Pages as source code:
# # # # #
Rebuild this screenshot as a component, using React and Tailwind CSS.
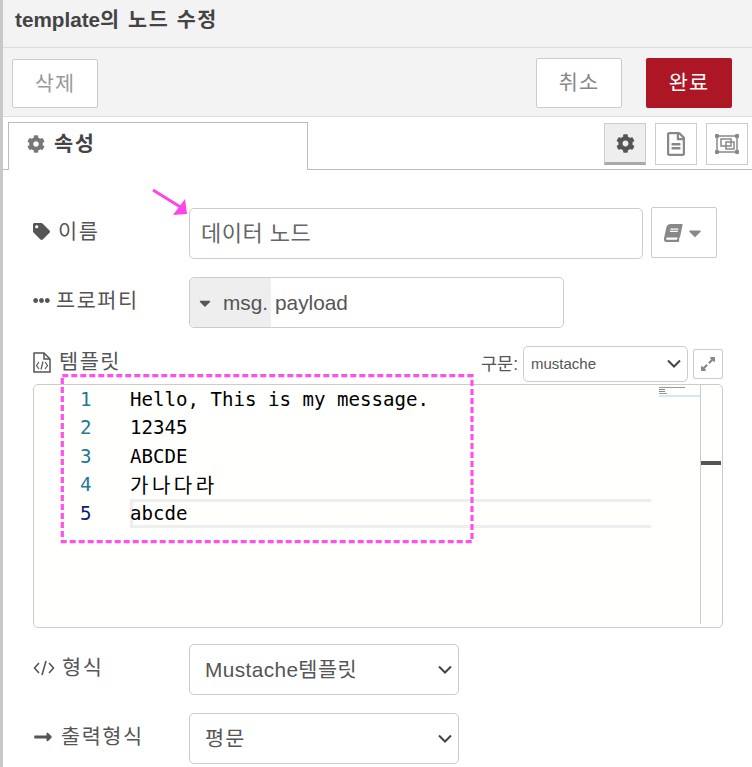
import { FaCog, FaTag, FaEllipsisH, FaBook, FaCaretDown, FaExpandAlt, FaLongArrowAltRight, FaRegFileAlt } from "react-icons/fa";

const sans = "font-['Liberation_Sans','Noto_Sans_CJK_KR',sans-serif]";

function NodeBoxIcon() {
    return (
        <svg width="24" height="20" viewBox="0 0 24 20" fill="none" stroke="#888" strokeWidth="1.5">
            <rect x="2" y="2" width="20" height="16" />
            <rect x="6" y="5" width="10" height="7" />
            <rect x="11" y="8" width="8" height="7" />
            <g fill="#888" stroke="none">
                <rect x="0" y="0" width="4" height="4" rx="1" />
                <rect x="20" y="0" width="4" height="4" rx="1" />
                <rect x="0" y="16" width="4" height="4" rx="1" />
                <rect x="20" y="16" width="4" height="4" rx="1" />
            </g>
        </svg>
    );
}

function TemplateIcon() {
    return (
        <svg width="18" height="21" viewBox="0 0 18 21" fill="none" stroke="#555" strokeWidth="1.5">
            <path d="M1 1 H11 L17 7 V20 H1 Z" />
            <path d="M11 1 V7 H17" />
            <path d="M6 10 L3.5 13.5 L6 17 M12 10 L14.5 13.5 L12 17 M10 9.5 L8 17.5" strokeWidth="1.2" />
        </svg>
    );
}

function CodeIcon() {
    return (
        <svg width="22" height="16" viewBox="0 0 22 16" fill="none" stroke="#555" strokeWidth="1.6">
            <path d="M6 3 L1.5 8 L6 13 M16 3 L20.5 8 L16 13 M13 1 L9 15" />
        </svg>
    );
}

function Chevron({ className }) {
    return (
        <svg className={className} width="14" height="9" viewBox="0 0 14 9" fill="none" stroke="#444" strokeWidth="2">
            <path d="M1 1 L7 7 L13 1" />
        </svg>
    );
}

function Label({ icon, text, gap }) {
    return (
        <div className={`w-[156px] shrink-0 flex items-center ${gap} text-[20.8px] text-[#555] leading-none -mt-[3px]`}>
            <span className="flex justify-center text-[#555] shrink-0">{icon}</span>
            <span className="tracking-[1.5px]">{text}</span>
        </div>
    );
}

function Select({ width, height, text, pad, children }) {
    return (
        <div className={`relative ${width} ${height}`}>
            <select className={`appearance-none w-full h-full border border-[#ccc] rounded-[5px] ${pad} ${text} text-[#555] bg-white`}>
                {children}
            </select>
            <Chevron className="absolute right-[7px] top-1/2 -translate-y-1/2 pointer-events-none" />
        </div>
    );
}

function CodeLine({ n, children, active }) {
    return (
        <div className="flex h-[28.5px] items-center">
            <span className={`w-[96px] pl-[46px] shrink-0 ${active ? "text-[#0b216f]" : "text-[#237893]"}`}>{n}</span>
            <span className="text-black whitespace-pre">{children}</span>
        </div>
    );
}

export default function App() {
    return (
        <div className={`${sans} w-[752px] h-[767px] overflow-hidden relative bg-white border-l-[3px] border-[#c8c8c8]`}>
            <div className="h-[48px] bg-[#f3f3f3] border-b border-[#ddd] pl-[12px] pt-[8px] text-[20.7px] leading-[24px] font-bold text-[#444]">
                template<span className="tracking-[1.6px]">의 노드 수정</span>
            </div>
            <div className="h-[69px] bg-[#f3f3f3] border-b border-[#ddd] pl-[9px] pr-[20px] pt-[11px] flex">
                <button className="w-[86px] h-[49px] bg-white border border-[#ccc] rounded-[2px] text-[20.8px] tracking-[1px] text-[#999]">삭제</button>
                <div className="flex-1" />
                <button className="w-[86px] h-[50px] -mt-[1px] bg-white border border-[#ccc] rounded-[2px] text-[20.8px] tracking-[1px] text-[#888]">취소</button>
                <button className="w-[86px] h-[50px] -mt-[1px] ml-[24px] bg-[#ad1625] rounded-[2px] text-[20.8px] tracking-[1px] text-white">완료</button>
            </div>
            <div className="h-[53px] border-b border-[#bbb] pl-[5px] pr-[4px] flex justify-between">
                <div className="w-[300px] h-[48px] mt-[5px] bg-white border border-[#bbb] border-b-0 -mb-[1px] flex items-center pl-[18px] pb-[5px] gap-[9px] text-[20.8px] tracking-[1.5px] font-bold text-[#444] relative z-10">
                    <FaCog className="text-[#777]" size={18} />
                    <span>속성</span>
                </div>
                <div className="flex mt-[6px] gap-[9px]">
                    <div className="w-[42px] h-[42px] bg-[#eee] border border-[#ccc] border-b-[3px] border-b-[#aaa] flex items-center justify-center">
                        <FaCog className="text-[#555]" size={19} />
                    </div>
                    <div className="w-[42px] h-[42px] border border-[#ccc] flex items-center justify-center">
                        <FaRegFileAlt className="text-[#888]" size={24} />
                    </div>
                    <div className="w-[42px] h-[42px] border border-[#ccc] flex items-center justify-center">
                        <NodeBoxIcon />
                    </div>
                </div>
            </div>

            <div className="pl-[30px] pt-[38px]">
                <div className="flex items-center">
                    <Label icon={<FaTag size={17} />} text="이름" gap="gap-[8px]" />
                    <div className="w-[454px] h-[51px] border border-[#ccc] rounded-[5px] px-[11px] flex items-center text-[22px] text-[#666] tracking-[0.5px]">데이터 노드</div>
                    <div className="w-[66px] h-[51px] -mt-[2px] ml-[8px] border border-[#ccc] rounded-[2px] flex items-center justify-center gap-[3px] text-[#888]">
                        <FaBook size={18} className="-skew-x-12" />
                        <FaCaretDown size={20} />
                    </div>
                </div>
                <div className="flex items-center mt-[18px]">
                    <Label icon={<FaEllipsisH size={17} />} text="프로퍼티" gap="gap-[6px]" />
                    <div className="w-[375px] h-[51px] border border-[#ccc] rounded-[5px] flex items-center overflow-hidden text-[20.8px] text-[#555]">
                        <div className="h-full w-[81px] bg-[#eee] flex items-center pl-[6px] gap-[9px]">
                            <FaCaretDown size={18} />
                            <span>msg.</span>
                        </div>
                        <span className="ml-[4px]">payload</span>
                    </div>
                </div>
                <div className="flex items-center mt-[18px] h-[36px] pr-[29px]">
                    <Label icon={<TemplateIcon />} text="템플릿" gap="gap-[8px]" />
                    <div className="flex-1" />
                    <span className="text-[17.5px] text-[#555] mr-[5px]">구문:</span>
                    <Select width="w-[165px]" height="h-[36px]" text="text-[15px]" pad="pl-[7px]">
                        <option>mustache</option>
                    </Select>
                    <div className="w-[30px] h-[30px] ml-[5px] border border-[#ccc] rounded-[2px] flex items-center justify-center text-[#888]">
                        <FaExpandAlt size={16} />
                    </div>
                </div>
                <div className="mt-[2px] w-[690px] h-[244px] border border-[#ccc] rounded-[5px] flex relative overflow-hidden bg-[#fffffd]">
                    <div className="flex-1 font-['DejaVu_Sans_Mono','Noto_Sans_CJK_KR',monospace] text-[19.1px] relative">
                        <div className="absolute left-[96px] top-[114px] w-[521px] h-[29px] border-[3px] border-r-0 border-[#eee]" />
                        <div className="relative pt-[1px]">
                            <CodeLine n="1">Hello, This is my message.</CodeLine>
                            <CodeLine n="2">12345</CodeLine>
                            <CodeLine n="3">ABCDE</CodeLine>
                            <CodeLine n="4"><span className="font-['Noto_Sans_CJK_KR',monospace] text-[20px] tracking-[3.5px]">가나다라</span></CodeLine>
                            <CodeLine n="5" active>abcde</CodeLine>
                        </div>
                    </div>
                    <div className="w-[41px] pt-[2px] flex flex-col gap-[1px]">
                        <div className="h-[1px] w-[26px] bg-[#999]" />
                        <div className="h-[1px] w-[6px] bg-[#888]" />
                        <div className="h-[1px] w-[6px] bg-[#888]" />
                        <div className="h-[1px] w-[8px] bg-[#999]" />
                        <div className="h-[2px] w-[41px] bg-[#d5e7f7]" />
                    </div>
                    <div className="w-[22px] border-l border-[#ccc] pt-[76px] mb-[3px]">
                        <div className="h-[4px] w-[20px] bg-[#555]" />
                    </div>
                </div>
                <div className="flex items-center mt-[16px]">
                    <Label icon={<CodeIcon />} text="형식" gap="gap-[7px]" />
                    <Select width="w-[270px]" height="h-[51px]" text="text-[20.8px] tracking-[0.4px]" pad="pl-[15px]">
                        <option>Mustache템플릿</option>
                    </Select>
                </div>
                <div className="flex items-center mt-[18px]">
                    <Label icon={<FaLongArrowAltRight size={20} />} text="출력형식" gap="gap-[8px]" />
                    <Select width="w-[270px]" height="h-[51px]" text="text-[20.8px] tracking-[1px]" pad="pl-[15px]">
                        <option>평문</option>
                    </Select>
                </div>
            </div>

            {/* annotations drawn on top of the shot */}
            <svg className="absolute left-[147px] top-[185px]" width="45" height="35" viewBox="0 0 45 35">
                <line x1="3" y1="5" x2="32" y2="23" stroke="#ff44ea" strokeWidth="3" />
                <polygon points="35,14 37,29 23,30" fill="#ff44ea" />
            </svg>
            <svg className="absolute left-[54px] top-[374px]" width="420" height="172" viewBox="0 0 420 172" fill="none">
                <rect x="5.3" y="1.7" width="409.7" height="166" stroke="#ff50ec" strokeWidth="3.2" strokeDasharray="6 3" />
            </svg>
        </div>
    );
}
# # # # #
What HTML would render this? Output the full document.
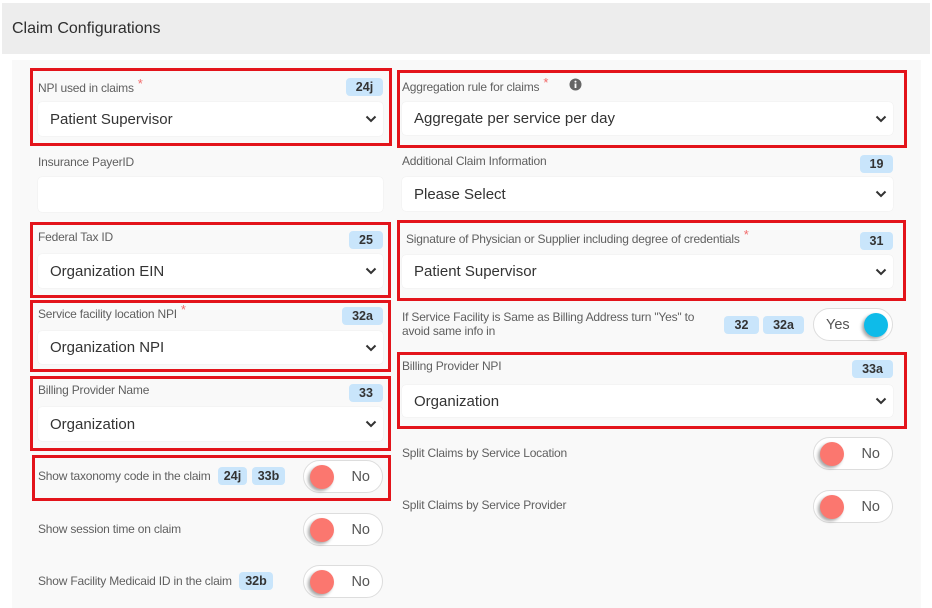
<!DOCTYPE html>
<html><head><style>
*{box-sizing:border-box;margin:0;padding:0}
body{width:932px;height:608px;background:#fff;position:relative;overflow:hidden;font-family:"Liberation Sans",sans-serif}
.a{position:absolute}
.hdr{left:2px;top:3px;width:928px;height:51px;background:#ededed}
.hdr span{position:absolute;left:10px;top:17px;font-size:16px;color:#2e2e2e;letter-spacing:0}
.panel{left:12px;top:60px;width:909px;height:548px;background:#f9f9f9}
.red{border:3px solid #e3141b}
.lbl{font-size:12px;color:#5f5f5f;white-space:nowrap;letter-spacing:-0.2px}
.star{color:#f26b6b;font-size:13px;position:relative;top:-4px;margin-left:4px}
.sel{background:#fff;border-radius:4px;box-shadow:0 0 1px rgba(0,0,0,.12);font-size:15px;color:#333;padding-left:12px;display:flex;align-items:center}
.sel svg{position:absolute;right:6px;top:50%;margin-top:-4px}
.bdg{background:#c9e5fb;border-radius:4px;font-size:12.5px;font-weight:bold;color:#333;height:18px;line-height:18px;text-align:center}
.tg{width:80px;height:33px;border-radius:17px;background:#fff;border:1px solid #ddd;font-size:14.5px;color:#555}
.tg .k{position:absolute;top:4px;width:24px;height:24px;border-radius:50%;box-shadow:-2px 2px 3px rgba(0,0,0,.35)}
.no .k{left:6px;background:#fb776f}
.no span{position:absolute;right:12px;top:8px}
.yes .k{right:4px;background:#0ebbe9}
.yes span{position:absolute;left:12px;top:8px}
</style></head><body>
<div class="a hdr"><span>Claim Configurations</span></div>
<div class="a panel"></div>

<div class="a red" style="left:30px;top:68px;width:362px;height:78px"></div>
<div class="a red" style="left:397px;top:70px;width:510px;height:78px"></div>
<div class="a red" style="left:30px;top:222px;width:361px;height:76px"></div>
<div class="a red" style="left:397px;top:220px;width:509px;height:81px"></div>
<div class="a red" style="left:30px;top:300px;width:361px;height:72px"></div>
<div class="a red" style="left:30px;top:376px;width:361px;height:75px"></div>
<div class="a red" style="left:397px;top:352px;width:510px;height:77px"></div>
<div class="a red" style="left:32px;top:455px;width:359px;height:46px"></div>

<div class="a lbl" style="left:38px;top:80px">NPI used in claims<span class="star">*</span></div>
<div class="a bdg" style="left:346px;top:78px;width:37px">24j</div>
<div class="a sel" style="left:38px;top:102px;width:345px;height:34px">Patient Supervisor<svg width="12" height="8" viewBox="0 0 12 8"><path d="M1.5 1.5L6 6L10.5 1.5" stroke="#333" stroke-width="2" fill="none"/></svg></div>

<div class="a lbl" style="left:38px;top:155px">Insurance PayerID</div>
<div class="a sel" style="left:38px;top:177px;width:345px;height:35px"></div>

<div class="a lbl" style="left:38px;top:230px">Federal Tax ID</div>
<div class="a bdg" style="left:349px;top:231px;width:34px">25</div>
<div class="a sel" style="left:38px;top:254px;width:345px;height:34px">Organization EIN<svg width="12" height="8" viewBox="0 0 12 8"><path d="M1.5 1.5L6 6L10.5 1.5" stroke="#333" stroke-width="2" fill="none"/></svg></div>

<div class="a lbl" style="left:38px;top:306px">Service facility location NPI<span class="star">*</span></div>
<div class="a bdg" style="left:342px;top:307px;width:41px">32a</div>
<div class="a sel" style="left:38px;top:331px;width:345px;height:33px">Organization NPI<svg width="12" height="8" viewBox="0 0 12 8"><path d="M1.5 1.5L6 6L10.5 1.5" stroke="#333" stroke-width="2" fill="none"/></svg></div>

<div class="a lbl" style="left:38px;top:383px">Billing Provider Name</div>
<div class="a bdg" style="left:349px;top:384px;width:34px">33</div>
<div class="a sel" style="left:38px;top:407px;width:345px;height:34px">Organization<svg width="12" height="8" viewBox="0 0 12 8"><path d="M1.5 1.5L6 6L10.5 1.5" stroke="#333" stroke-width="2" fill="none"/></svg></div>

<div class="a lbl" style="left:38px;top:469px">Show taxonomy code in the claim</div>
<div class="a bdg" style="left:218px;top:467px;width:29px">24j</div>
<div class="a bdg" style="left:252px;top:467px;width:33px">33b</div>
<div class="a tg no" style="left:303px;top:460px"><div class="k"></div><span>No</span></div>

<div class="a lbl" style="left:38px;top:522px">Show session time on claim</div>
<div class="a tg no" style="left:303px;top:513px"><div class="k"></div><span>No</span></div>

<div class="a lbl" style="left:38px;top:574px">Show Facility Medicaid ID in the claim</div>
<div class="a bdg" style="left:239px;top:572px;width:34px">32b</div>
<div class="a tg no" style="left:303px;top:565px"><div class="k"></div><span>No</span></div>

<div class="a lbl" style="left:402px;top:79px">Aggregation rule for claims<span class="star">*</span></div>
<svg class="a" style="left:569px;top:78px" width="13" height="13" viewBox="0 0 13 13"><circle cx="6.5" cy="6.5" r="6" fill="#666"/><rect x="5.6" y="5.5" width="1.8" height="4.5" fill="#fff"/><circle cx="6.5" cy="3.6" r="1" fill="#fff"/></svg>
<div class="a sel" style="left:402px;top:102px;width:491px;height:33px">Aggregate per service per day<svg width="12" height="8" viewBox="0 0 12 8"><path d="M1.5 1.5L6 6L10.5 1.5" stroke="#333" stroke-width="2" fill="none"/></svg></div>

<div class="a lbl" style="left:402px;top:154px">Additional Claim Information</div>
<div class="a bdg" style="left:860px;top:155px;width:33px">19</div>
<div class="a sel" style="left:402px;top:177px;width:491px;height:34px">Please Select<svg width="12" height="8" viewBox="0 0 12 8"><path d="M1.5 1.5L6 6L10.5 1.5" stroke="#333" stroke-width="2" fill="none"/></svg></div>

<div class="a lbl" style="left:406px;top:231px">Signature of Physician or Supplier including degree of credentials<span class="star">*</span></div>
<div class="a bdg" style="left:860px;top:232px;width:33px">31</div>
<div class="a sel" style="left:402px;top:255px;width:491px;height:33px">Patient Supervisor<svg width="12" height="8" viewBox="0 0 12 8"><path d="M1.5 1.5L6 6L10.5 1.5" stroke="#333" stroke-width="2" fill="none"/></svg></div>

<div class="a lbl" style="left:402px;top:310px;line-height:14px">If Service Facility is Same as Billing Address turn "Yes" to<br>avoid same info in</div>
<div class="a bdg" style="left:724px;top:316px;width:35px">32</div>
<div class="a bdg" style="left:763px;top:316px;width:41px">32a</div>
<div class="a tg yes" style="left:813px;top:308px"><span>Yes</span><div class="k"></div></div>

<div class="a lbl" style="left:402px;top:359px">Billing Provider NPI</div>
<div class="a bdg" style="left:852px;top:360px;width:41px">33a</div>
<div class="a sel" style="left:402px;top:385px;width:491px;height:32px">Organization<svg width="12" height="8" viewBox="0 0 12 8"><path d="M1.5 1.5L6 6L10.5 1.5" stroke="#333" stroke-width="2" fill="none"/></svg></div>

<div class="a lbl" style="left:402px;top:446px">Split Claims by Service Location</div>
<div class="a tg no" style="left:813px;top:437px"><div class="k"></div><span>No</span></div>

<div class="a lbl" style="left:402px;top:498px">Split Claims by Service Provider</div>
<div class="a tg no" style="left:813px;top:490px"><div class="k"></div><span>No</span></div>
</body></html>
# # # # #
Work through the records line by line and tally those with the word "full". Report only the total.

Exercise output: 3